## begin

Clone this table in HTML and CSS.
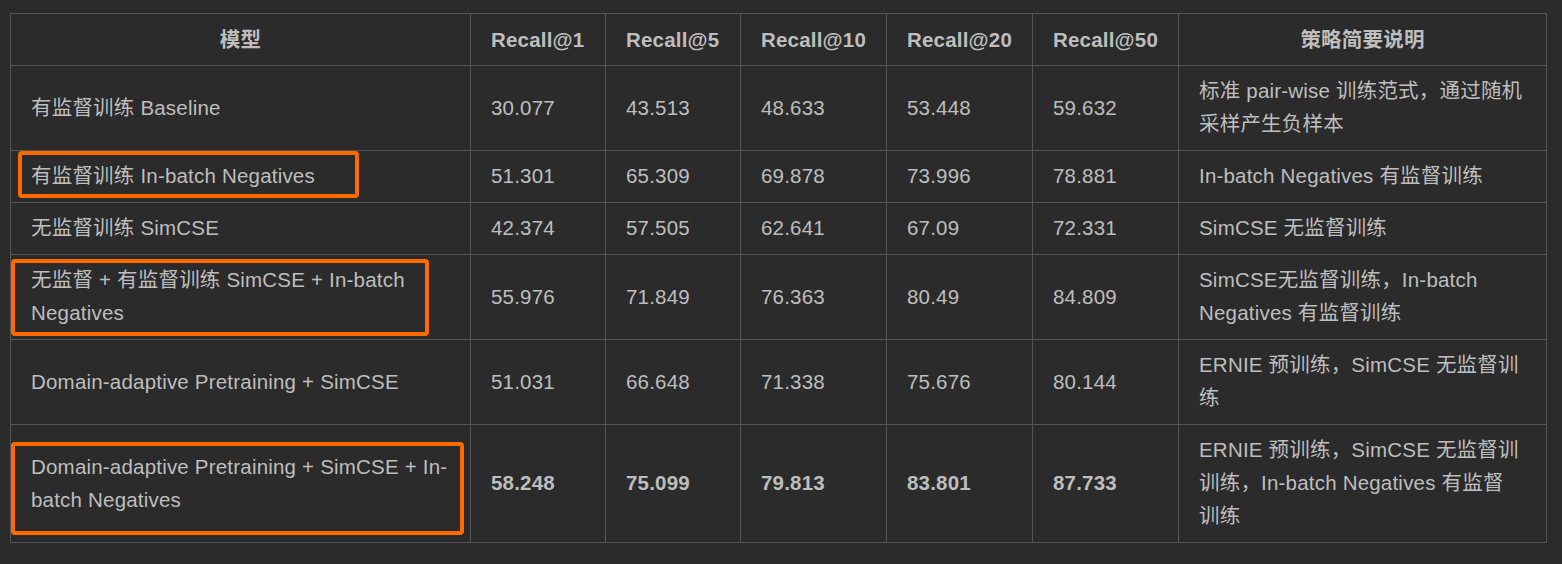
FILE: index.html
```html
<!DOCTYPE html>
<html lang="zh">
<head>
<meta charset="utf-8">
<link rel="stylesheet" href="styles.css">
</head>
<body>
<div class="wrap">
<table class="results">
  <colgroup>
    <col class="c-model"><col class="c-r1"><col class="c-r5"><col class="c-r10"><col class="c-r20"><col class="c-r50"><col class="c-desc">
  </colgroup>
  <thead>
    <tr>
      <th class="center">模型</th>
      <th>Recall@1</th>
      <th>Recall@5</th>
      <th>Recall@10</th>
      <th>Recall@20</th>
      <th>Recall@50</th>
      <th class="center">策略简要说明</th>
    </tr>
  </thead>
  <tbody>
    <tr>
      <td>有监督训练 Baseline</td>
      <td>30.077</td><td>43.513</td><td>48.633</td><td>53.448</td><td>59.632</td>
      <td>标准 pair-wise 训练范式，通过随机采样产生负样本</td>
    </tr>
    <tr>
      <td class="mark">有监督训练 In-batch Negatives<span class="hl hl-1"></span></td>
      <td>51.301</td><td>65.309</td><td>69.878</td><td>73.996</td><td>78.881</td>
      <td>In-batch Negatives 有监督训练</td>
    </tr>
    <tr>
      <td>无监督训练 SimCSE</td>
      <td>42.374</td><td>57.505</td><td>62.641</td><td>67.09</td><td>72.331</td>
      <td>SimCSE 无监督训练</td>
    </tr>
    <tr>
      <td class="mark">无监督 + 有监督训练 SimCSE + In-batch Negatives<span class="hl hl-2"></span></td>
      <td>55.976</td><td>71.849</td><td>76.363</td><td>80.49</td><td>84.809</td>
      <td>SimCSE无监督训练，In-batch Negatives 有监督训练</td>
    </tr>
    <tr>
      <td>Domain-adaptive Pretraining + SimCSE</td>
      <td>51.031</td><td>66.648</td><td>71.338</td><td>75.676</td><td>80.144</td>
      <td>ERNIE 预训练，SimCSE 无监督训练</td>
    </tr>
    <tr class="best">
      <td class="mark">Domain-adaptive Pretraining + SimCSE + In-batch Negatives<span class="hl hl-3"></span></td>
      <td class="b">58.248</td><td class="b">75.099</td><td class="b">79.813</td><td class="b">83.801</td><td class="b">87.733</td>
      <td>ERNIE 预训练，SimCSE 无监督训训练，In-batch Negatives 有监督<span class="nw">训练</span></td>
    </tr>
  </tbody>
</table>
</div>
</body>
</html>
```

FILE: styles.css
```css
html, body {
  margin: 0;
  padding: 0;
  background: #2b2b2b;
}
body {
  font-family: "Liberation Sans", "Noto Sans CJK SC", sans-serif;
  color: #bebebe;
  font-size: 20.5px;
  letter-spacing: 0.2px;
}
.wrap {
  padding: 13px 0 0 10px;
}
.results {
  border-collapse: collapse;
  table-layout: fixed;
  width: 1536px;
}
.c-model { width: 460px; }
.c-r1 { width: 135px; }
.c-r5 { width: 135px; }
.c-r10 { width: 146px; }
.c-r20 { width: 146px; }
.c-r50 { width: 146px; }
.c-desc { width: 368px; }

.results th,
.results td {
  border: 1px solid #555555;
  padding: 8px 20px 10px;
  line-height: 33px;
  text-align: left;
  vertical-align: middle;
  word-break: break-word;
}
.results th {
  font-weight: bold;
  padding-top: 9px;
  padding-bottom: 9px;
}
.results th.center {
  text-align: center;
}
.results td.b {
  font-weight: bold;
}
.nw {
  white-space: nowrap;
}
.results td.mark {
  position: relative;
}
.hl {
  position: absolute;
  border: 4px solid #ff6a00;
  border-radius: 4px;
  box-sizing: border-box;
  pointer-events: none;
}
.hl-1 {
  left: 7px;
  top: 0;
  width: 341px;
  height: 47px;
}
.hl-2 {
  left: 0;
  top: 4px;
  width: 418px;
  height: 77px;
}
.hl-3 {
  left: 0;
  top: 17px;
  width: 453px;
  height: 93px;
}
```
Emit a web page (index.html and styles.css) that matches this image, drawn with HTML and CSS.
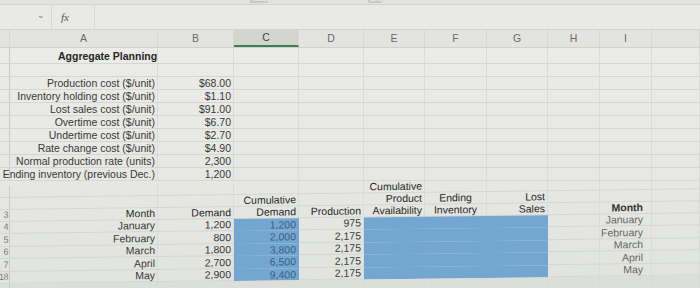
FILE: index.html
```html
<!DOCTYPE html>
<html>
<head>
<meta charset="utf-8">
<link rel="stylesheet" href="styles.css">
</head>
<body>
<div class="screen">
  <div class="ribbon">
    <span class="rb rb1">Alignment</span>
    <span class="rb rb2">Number</span>
  </div>
  <div class="fbar">
    <div class="namebox"><span class="chev">&#8964;</span></div>
    <div class="fx">fx</div>
    <div class="finput"></div>
  </div>
  <div class="sheet">
    <div class="row hdr">
      <span class="c rh"></span><span class="c">A</span><span class="c">B</span><span class="c sel">C</span><span class="c">D</span><span class="c">E</span><span class="c">F</span><span class="c">G</span><span class="c">H</span><span class="c">I</span><span class="c"></span>
    </div>
    <div class="row r16">
      <span class="c rh"></span><span class="c title">Aggregate Planning</span><span class="c"></span><span class="c"></span><span class="c"></span><span class="c"></span><span class="c"></span><span class="c"></span><span class="c"></span><span class="c"></span><span class="c"></span>
    </div>
    <div class="row r13">
      <span class="c rh"></span><span class="c"></span><span class="c"></span><span class="c"></span><span class="c"></span><span class="c"></span><span class="c"></span><span class="c"></span><span class="c"></span><span class="c"></span><span class="c"></span>
    </div>
    <div class="row r13"><span class="c rh"></span><span class="c lbl">Production cost ($/unit)</span><span class="c num">$68.00</span><span class="c"></span><span class="c"></span><span class="c"></span><span class="c"></span><span class="c"></span><span class="c"></span><span class="c"></span><span class="c"></span></div>
    <div class="row r13"><span class="c rh"></span><span class="c lbl">Inventory holding cost ($/unit)</span><span class="c num">$1.10</span><span class="c"></span><span class="c"></span><span class="c"></span><span class="c"></span><span class="c"></span><span class="c"></span><span class="c"></span><span class="c"></span></div>
    <div class="row r13"><span class="c rh"></span><span class="c lbl">Lost sales cost ($/unit)</span><span class="c num">$91.00</span><span class="c"></span><span class="c"></span><span class="c"></span><span class="c"></span><span class="c"></span><span class="c"></span><span class="c"></span><span class="c"></span></div>
    <div class="row r13"><span class="c rh"></span><span class="c lbl">Overtime cost ($/unit)</span><span class="c num">$6.70</span><span class="c"></span><span class="c"></span><span class="c"></span><span class="c"></span><span class="c"></span><span class="c"></span><span class="c"></span><span class="c"></span></div>
    <div class="row r13"><span class="c rh"></span><span class="c lbl">Undertime cost ($/unit)</span><span class="c num">$2.70</span><span class="c"></span><span class="c"></span><span class="c"></span><span class="c"></span><span class="c"></span><span class="c"></span><span class="c"></span><span class="c"></span></div>
    <div class="row r13"><span class="c rh"></span><span class="c lbl">Rate change cost ($/unit)</span><span class="c num">$4.90</span><span class="c"></span><span class="c"></span><span class="c"></span><span class="c"></span><span class="c"></span><span class="c"></span><span class="c"></span><span class="c"></span></div>
    <div class="row r13"><span class="c rh"></span><span class="c lbl">Normal production rate (units)</span><span class="c num">2,300</span><span class="c"></span><span class="c"></span><span class="c"></span><span class="c"></span><span class="c"></span><span class="c"></span><span class="c"></span><span class="c"></span></div>
    <div class="row r13"><span class="c rh"></span><span class="c lbl">Ending inventory (previous Dec.)</span><span class="c num">1,200</span><span class="c"></span><span class="c"></span><span class="c"></span><span class="c"></span><span class="c"></span><span class="c"></span><span class="c"></span><span class="c"></span></div>
    <div class="lower">
      <div class="row r12"><span class="c rh"></span><span class="c"></span><span class="c"></span><span class="c"></span><span class="c"></span><span class="c num h">Cumulative</span><span class="c"></span><span class="c"></span><span class="c"></span><span class="c"></span><span class="c"></span></div>
      <div class="row r12"><span class="c rh"></span><span class="c"></span><span class="c"></span><span class="c num h">Cumulative</span><span class="c"></span><span class="c num h">Product</span><span class="c ctr h">Ending</span><span class="c num h">Lost</span><span class="c"></span><span class="c"></span><span class="c"></span></div>
      <div class="row r12"><span class="c rh">3</span><span class="c num h">Month</span><span class="c num h">Demand</span><span class="c num h">Demand</span><span class="c num h">Production</span><span class="c num h">Availability</span><span class="c ctr h">Inventory</span><span class="c num h">Sales</span><span class="c"></span><span class="c num mh">Month</span><span class="c"></span></div>
      <div class="row r12"><span class="c rh">4</span><span class="c num">January</span><span class="c num">1,200</span><span class="c num blue">1,200</span><span class="c num">975</span><span class="c blue"></span><span class="c blue"></span><span class="c blue"></span><span class="c"></span><span class="c num mr">January</span><span class="c"></span></div>
      <div class="row r13"><span class="c rh">5</span><span class="c num">February</span><span class="c num">800</span><span class="c num blue">2,000</span><span class="c num">2,175</span><span class="c blue"></span><span class="c blue"></span><span class="c blue"></span><span class="c"></span><span class="c num mr">February</span><span class="c"></span></div>
      <div class="row r12"><span class="c rh">6</span><span class="c num">March</span><span class="c num">1,800</span><span class="c num blue">3,800</span><span class="c num">2,175</span><span class="c blue"></span><span class="c blue"></span><span class="c blue"></span><span class="c"></span><span class="c num mr">March</span><span class="c"></span></div>
      <div class="row r13"><span class="c rh">7</span><span class="c num">April</span><span class="c num">2,700</span><span class="c num blue">6,500</span><span class="c num">2,175</span><span class="c blue"></span><span class="c blue"></span><span class="c blue"></span><span class="c"></span><span class="c num mr">April</span><span class="c"></span></div>
      <div class="row r12"><span class="c rh">18</span><span class="c num">May</span><span class="c num">2,900</span><span class="c num blue">9,400</span><span class="c num">2,175</span><span class="c blue"></span><span class="c blue"></span><span class="c blue"></span><span class="c"></span><span class="c num mr">May</span><span class="c"></span></div>
      <div class="row r13 last"><span class="c rh"></span><span class="c"></span><span class="c"></span><span class="c"></span><span class="c"></span><span class="c"></span><span class="c"></span><span class="c"></span><span class="c"></span><span class="c"></span><span class="c"></span></div>
    </div>
  </div>
</div>
</body>
</html>
```
FILE: styles.css
```css
* { box-sizing: border-box; }
html, body { margin: 0; padding: 0; }
body {
  width: 700px;
  height: 288px;
  overflow: hidden;
  background: #e6e7e3;
  font-family: "Liberation Sans", Arial, sans-serif;
}
.screen {
  width: 700px;
  height: 288px;
  background: linear-gradient(180deg, #ecece8 0%, #e8e9e5 50%, #e1e3df 100%);
  overflow: hidden;
}
.ribbon {
  height: 5px;
  background: #e2e2de;
  border-bottom: 1px solid #d2d3cf;
  display: flex;
  align-items: flex-start;
  overflow: hidden;
}
.rb {
  font-size: 4px;
  line-height: 4px;
  color: #aaa;
}
.rb1 { margin-left: 250px; }
.rb2 { margin-left: 100px; }
.fbar {
  height: 25px;
  display: flex;
  border-bottom: 1px solid #d3d4cf;
  background: #e9e9e5;
}
.namebox {
  width: 52px;
  border-right: 1px solid #d6d6d2;
  display: flex;
  justify-content: flex-end;
  align-items: center;
  padding-right: 6px;
}
.chev {
  font-size: 9px;
  color: #777;
  line-height: 1;
  margin-top: -4px;
}
.fx {
  width: 43px;
  border-right: 1px solid #d8d8d4;
  font-family: "Liberation Serif", serif;
  font-style: italic;
  font-size: 11px;
  color: #555;
  padding-left: 9px;
  line-height: 24px;
}
.finput { flex: 1; }
.sheet { display: flex; flex-direction: column; }
.lower {
  display: flex;
  flex-direction: column;
  transform: skewY(-0.7deg);
  transform-origin: 400px 0;
}
.row {
  display: grid;
  grid-template-columns: 10px 148px 76px 65px 65px 61px 62px 61px 52px 52px 1fr;
  border-bottom: 1px solid #d4d7d1;
  font-size: 10.5px;
  color: #383838;
}
.row.hdr {
  height: 18px;
  background: #e3e4e0;
  color: #6a6a6a;
  font-size: 10.5px;
  border-bottom: 1px solid #cfd1cc;
}
.hdr .c {
  justify-content: center;
  align-items: center;
  border-right: 1px solid #d6d8d3;
}
.hdr .c.sel {
  background: #d3d6d0;
  color: #2f4f38;
  border-bottom: 2px solid #3f7d52;
}
.r16 { height: 16px; }
.r13 { height: 13px; }
.r12 { height: 12px; }
.c {
  display: flex;
  align-items: center;
  white-space: nowrap;
  border-right: 1px solid #d9dbd6;
  line-height: 1;
  min-width: 0;
}
.rh {
  justify-content: flex-end;
  color: #7a7a7a;
  font-size: 9px;
  letter-spacing: -0.5px;
  border-right: 1px solid #c9cbc6;
  padding-right: 1px;
}
.title {
  font-weight: bold;
  font-size: 10.5px;
  color: #262626;
  padding-left: 48px;
  padding-top: 2px;
}
.lbl, .num {
  justify-content: flex-end;
  padding-right: 2px;
}
.h { color: #262626; }
.ctr { justify-content: center; }
.blue {
  background: #74a6d2;
  color: #3c5f83;
  border-right-color: #74a6d2;
  margin-bottom: -1px;
}
.mh { color: #333; padding-right: 8px; font-weight: bold; }
.mr { color: #666; padding-right: 8px; }
.last { border-bottom: none; background: #dcdeda; }
```
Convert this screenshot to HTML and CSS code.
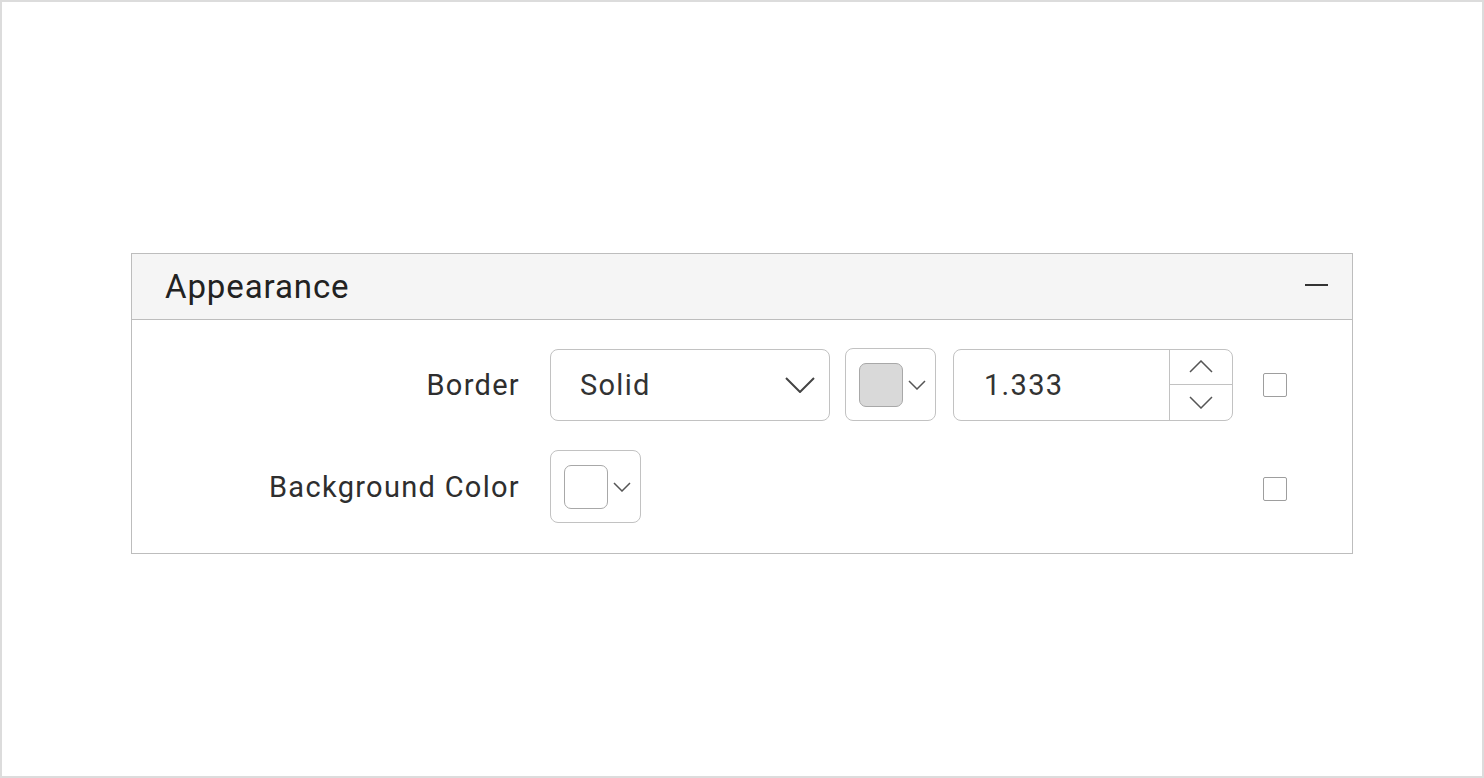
FILE: index.html
```html
<!DOCTYPE html>
<html>
<head>
  <link rel="stylesheet" href="styles.css">
</head>
<body>
  <div class="frame">
    <div class="panel">
      <div class="panel-header">
        <span class="panel-title">Appearance</span>
        <span class="collapse"></span>
      </div>
      <div class="panel-body">
        <div class="row">
          <label class="row-label">Border</label>
          <div class="select">
            <span>Solid</span>
            <svg width="30" height="16" viewBox="0 0 30 16"><path d="M1 1 L15 15 L29 1" fill="none" stroke="#444" stroke-width="2"/></svg>
          </div>
          <div class="color-picker">
            <span class="swatch grey"></span>
            <svg width="18" height="10" viewBox="0 0 18 10"><path d="M1 1 L9 9 L17 1" fill="none" stroke="#555" stroke-width="1.5"/></svg>
          </div>
          <div class="numeric">
            <span class="numeric-value">1.333</span>
            <div class="spin">
              <div class="spin-btn">
                <svg width="24" height="13" viewBox="0 0 24 13"><path d="M1 12 L12 1 L23 12" fill="none" stroke="#555" stroke-width="1.5"/></svg>
              </div>
              <div class="spin-btn">
                <svg width="24" height="13" viewBox="0 0 24 13"><path d="M1 1 L12 12 L23 1" fill="none" stroke="#555" stroke-width="1.5"/></svg>
              </div>
            </div>
          </div>
          <span class="checkbox"></span>
        </div>
        <div class="row">
          <label class="row-label">Background Color</label>
          <div class="color-picker">
            <span class="swatch"></span>
            <svg width="18" height="10" viewBox="0 0 18 10"><path d="M1 1 L9 9 L17 1" fill="none" stroke="#555" stroke-width="1.5"/></svg>
          </div>
          <div class="spacer"></div>
          <span class="checkbox low"></span>
        </div>
      </div>
    </div>
  </div>
</body>
</html>
```
FILE: styles.css
```css
body {
  margin: 0;
  font-family: Roboto, "Liberation Sans", sans-serif;
  color: #333;
  background: #fff;
}

.frame {
  width: 1484px;
  height: 778px;
  box-sizing: border-box;
  border: 2px solid #dcdcdc;
  padding: 251px 0 0 129px;
}

.panel {
  width: 1222px;
  box-sizing: border-box;
  border: 1px solid #bdbdbd;
  background: #fff;
}

.panel-header {
  height: 65px;
  display: flex;
  align-items: center;
  justify-content: space-between;
  padding: 0 24px 0 33px;
  background: #f5f5f5;
  border-bottom: 1px solid #bdbdbd;
}

.panel-title {
  font-size: 33px;
  letter-spacing: 0.9px;
  color: #222;
}

.collapse {
  width: 23px;
  height: 2px;
  background: #333;
  margin-bottom: 4px;
}

.panel-body {
  display: flex;
  flex-direction: column;
  gap: 29px;
  padding: 28px 0 30px 0;
}

.row {
  display: flex;
  align-items: center;
}

.row-label {
  width: 388px;
  text-align: right;
  font-size: 29px;
  letter-spacing: 1.3px;
  margin-right: 30px;
  color: #2e2e2e;
}

.select {
  width: 280px;
  height: 72px;
  box-sizing: border-box;
  border: 1px solid #c2c2c2;
  border-radius: 8px;
  display: flex;
  align-items: center;
  justify-content: space-between;
  padding: 0 14px 0 29px;
  font-size: 29px;
  letter-spacing: 1.3px;
  margin-right: 15px;
}

.color-picker {
  width: 91px;
  height: 73px;
  box-sizing: border-box;
  border: 1px solid #c2c2c2;
  border-radius: 8px;
  display: flex;
  align-items: center;
  gap: 5px;
  padding-left: 13px;
  margin-right: 17px;
}

.swatch {
  width: 44px;
  height: 44px;
  box-sizing: border-box;
  border: 1.5px solid #a8a8a8;
  border-radius: 7px;
  background: #fff;
}

.swatch.grey {
  background: #d9d9d9;
}

.numeric {
  width: 280px;
  height: 72px;
  box-sizing: border-box;
  border: 1px solid #c2c2c2;
  border-radius: 8px;
  display: flex;
  align-items: center;
  margin-right: 30px;
}

.numeric-value {
  flex: 1;
  font-size: 29px;
  letter-spacing: 1.3px;
  padding-left: 30px;
}

.spin {
  width: 62px;
  height: 100%;
  display: flex;
  flex-direction: column;
  border-left: 1px solid #c2c2c2;
}

.spin-btn {
  flex: 1;
  display: flex;
  align-items: center;
  justify-content: center;
}

.spin-btn + .spin-btn {
  border-top: 1px solid #c2c2c2;
}

.spacer {
  width: 605px;
}

.checkbox {
  width: 24px;
  height: 24px;
  box-sizing: border-box;
  border: 1.5px solid #9e9e9e;
  border-radius: 2px;
}

.checkbox.low {
  margin-top: 5px;
}
```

## end

### WORK TO BE COMPLETED
Pull out each line of the records holding the string "this".

### EXERCISE SOLUTION
Clone this table in HTML and CSS.
Emit a web page (index.html and styles.css) that matches this image, drawn with HTML and CSS.
Convert this screenshot to HTML and CSS code.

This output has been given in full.